» **SET TASK**:
Extract only the first line of the listing and every line after it up to and including the one with "import React from". Omit the pictures.

[Stored dataset items]

#####

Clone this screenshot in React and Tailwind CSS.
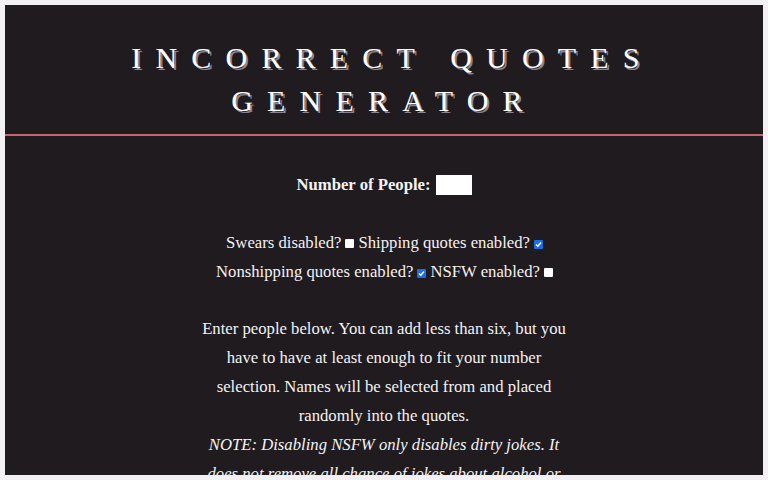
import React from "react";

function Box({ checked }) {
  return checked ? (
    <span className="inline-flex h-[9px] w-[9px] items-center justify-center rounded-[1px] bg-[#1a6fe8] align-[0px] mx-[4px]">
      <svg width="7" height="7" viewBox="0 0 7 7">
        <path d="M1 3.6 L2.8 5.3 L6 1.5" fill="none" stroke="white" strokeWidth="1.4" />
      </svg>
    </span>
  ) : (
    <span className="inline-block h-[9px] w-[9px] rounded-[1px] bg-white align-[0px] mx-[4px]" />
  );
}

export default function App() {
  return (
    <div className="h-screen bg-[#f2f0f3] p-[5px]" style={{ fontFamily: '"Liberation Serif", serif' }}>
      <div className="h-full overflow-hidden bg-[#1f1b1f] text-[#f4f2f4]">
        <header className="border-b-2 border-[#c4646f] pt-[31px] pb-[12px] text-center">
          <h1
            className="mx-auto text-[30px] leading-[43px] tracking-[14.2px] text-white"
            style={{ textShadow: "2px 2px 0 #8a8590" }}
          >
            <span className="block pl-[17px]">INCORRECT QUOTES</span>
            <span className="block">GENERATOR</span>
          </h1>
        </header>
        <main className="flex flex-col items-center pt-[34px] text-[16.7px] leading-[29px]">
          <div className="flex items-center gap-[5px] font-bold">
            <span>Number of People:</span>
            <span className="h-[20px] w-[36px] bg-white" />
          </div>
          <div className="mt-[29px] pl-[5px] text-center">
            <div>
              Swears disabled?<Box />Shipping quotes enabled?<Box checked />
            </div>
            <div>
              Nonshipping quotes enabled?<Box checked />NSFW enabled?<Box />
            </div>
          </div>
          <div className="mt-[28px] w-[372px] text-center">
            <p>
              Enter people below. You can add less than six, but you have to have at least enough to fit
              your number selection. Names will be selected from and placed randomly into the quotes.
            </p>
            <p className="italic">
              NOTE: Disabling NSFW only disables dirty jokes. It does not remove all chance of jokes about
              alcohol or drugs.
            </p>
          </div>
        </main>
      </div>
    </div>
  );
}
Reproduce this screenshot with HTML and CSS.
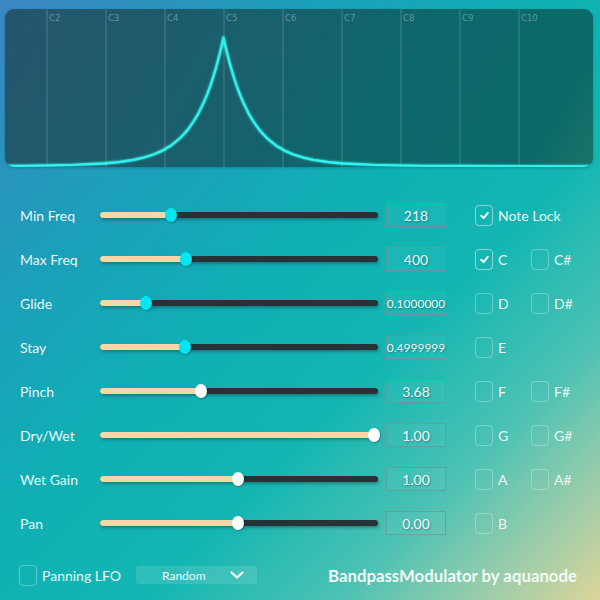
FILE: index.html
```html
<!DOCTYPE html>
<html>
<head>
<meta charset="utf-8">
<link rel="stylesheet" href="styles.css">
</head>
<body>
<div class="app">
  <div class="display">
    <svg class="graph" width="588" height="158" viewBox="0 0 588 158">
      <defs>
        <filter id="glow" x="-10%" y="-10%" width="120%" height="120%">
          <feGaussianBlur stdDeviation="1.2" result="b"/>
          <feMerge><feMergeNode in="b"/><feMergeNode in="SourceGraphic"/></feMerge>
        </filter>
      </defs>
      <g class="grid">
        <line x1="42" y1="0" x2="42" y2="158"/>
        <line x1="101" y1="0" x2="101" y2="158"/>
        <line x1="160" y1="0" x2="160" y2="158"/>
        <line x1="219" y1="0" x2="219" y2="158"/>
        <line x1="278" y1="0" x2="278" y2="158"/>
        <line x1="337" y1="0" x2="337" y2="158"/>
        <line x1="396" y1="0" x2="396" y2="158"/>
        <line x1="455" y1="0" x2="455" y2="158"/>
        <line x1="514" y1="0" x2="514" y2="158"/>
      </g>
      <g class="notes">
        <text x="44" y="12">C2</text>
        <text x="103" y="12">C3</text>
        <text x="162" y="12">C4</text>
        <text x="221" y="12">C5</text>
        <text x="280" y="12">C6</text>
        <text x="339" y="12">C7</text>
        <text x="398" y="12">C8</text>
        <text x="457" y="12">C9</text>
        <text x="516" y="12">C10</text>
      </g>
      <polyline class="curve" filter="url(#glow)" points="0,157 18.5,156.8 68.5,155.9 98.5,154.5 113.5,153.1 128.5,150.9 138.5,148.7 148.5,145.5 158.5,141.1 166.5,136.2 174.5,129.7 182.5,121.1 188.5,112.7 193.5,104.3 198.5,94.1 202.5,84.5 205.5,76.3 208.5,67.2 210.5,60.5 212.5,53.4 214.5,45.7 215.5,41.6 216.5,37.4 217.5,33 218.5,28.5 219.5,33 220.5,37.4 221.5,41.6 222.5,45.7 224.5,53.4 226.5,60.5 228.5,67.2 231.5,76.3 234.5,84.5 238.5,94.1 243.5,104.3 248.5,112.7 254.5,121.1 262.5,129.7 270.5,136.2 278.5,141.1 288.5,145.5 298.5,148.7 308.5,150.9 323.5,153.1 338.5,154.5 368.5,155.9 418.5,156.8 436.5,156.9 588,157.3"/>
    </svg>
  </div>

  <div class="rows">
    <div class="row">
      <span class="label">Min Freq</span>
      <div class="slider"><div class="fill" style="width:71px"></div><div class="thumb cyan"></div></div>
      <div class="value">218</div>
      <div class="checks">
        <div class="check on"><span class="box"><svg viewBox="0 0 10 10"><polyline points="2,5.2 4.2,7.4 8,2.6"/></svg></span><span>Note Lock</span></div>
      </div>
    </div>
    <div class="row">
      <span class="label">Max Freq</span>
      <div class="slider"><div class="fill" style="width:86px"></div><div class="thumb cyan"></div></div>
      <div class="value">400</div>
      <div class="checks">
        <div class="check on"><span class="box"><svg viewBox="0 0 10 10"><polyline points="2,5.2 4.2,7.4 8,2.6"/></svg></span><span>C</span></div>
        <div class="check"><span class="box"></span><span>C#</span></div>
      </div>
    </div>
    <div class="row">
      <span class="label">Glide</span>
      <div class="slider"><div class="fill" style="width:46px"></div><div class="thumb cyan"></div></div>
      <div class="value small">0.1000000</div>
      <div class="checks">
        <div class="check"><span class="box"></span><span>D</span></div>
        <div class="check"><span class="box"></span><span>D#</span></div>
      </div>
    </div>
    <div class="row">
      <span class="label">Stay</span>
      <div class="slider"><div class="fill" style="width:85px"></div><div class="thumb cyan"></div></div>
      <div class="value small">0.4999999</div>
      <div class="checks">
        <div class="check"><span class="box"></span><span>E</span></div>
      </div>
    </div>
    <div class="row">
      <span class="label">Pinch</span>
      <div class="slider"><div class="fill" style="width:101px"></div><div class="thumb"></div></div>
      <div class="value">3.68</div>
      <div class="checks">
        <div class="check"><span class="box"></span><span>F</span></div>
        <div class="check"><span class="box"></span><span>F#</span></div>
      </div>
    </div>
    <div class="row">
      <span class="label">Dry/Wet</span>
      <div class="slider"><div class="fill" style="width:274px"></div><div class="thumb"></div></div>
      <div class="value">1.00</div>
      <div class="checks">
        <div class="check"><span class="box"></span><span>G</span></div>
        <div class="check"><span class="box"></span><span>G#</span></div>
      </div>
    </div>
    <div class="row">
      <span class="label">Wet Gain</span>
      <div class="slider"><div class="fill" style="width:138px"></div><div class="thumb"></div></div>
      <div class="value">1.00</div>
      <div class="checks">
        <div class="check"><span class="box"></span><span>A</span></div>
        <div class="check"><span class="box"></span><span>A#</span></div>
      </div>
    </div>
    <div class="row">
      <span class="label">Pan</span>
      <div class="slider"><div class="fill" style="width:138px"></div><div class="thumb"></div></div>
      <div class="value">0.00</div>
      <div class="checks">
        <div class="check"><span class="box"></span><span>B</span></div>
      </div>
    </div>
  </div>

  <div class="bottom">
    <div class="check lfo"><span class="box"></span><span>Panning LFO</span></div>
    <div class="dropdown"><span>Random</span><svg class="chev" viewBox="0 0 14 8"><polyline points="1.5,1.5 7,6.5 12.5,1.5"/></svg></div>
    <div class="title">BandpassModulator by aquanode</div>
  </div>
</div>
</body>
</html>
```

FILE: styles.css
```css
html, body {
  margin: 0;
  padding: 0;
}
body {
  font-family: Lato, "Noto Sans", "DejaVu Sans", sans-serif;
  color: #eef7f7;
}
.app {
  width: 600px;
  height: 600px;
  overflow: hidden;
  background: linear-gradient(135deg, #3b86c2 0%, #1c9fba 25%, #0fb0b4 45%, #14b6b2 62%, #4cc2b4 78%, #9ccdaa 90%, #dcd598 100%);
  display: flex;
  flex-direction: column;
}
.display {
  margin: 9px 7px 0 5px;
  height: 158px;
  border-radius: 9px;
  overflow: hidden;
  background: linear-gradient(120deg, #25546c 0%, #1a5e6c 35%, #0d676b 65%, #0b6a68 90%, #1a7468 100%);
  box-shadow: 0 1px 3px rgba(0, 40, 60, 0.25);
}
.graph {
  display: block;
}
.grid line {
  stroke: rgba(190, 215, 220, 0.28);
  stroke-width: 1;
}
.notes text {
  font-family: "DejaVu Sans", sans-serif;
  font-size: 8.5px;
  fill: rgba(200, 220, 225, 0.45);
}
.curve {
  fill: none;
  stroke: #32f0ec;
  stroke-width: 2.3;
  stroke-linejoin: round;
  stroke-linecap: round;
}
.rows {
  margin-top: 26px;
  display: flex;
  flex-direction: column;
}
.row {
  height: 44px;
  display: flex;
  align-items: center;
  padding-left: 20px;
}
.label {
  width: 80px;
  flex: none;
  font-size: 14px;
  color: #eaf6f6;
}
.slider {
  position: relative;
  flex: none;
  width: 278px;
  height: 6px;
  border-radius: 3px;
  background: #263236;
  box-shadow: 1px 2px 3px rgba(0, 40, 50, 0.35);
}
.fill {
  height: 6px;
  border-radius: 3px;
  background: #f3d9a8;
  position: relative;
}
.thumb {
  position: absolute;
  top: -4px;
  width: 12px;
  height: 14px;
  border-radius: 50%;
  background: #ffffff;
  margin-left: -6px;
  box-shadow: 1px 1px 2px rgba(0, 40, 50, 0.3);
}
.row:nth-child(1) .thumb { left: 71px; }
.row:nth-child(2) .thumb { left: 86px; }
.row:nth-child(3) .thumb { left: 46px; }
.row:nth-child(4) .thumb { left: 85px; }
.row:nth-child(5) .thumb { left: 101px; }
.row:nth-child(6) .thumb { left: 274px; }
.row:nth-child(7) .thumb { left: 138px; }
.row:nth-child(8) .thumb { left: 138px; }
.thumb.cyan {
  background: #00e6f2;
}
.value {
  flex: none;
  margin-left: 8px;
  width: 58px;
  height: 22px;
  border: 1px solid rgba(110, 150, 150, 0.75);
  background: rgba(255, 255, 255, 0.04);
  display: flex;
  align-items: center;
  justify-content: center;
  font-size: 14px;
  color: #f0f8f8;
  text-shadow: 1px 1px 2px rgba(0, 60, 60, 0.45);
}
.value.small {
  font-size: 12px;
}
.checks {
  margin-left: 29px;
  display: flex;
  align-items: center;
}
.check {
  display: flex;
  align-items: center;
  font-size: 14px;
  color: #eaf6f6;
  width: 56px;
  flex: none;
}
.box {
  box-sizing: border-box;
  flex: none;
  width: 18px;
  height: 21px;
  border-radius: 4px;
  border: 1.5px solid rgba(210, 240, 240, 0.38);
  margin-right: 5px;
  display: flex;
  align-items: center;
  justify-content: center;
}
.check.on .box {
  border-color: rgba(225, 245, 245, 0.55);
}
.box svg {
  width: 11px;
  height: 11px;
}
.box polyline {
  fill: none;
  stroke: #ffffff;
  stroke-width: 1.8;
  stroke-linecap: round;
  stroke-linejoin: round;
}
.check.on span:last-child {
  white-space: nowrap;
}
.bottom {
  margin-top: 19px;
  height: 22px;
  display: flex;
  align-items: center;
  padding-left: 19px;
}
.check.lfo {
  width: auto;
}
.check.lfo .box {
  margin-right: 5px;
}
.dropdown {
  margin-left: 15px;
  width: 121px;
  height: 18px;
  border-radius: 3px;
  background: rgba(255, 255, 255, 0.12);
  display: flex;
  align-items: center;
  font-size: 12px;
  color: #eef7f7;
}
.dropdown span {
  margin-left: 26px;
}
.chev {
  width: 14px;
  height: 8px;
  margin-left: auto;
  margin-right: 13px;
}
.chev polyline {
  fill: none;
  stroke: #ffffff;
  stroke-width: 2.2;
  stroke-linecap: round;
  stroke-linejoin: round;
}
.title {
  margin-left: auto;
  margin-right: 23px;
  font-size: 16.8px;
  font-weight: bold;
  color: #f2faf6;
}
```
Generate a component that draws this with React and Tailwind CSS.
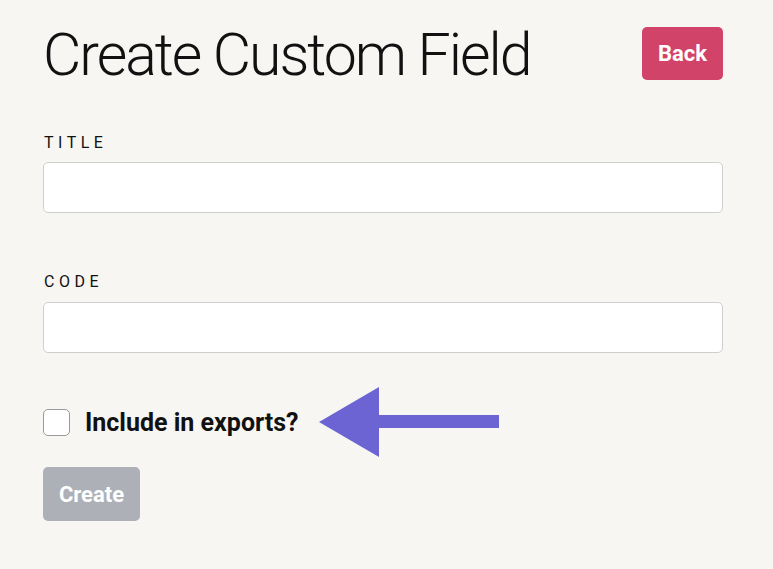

#####

» **OUTPUT OF THE EXERCISE**:
Clone this screenshot in React and Tailwind CSS.
import React from "react";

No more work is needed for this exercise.